Given material:
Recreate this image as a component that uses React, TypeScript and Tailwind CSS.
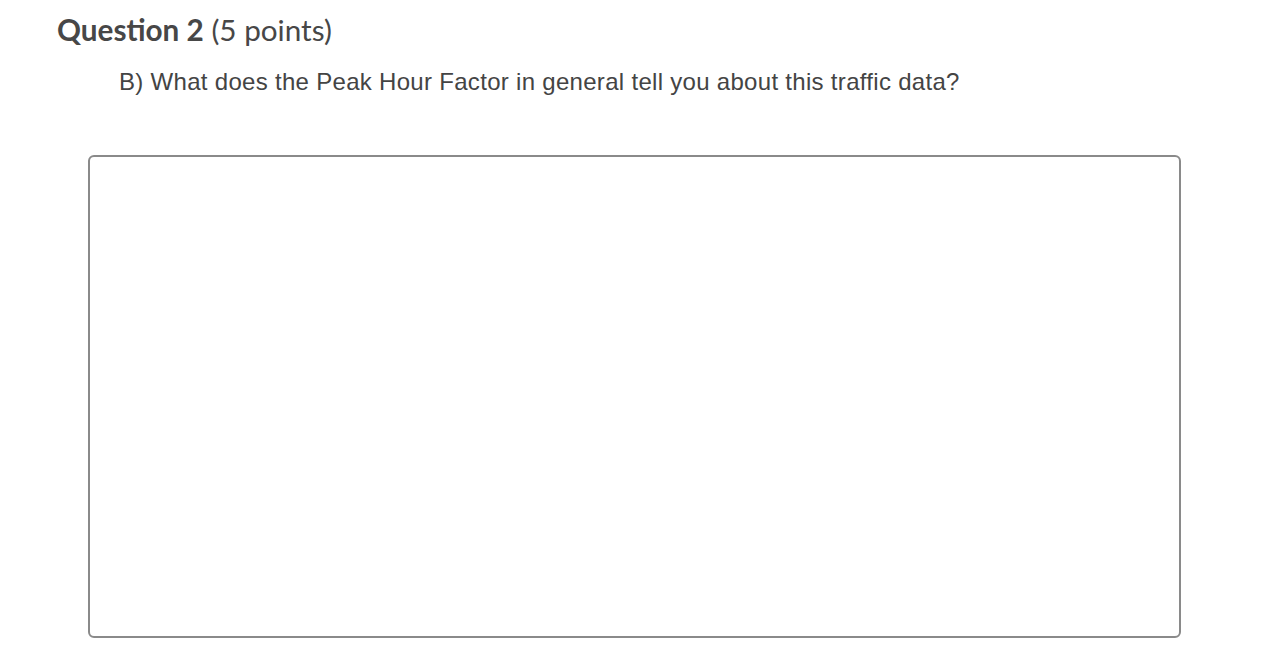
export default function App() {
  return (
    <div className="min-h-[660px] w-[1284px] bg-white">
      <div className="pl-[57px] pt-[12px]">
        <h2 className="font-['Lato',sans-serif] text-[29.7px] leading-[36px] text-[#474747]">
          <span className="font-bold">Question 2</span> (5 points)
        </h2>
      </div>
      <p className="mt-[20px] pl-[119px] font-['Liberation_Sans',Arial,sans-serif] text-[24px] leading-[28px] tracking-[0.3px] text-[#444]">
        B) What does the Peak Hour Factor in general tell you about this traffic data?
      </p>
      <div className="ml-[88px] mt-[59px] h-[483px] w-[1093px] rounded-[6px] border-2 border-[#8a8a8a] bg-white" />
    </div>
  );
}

Problem details: Copy the listing in full and without alteration, omitting every picture.

Expected output:
Recreate this image as a component that uses React, TypeScript and Tailwind CSS.
export default function App() {
  return (
    <div className="min-h-[660px] w-[1284px] bg-white">
      <div className="pl-[57px] pt-[12px]">
        <h2 className="font-['Lato',sans-serif] text-[29.7px] leading-[36px] text-[#474747]">
          <span className="font-bold">Question 2</span> (5 points)
        </h2>
      </div>
      <p className="mt-[20px] pl-[119px] font-['Liberation_Sans',Arial,sans-serif] text-[24px] leading-[28px] tracking-[0.3px] text-[#444]">
        B) What does the Peak Hour Factor in general tell you about this traffic data?
      </p>
      <div className="ml-[88px] mt-[59px] h-[483px] w-[1093px] rounded-[6px] border-2 border-[#8a8a8a] bg-white" />
    </div>
  );
}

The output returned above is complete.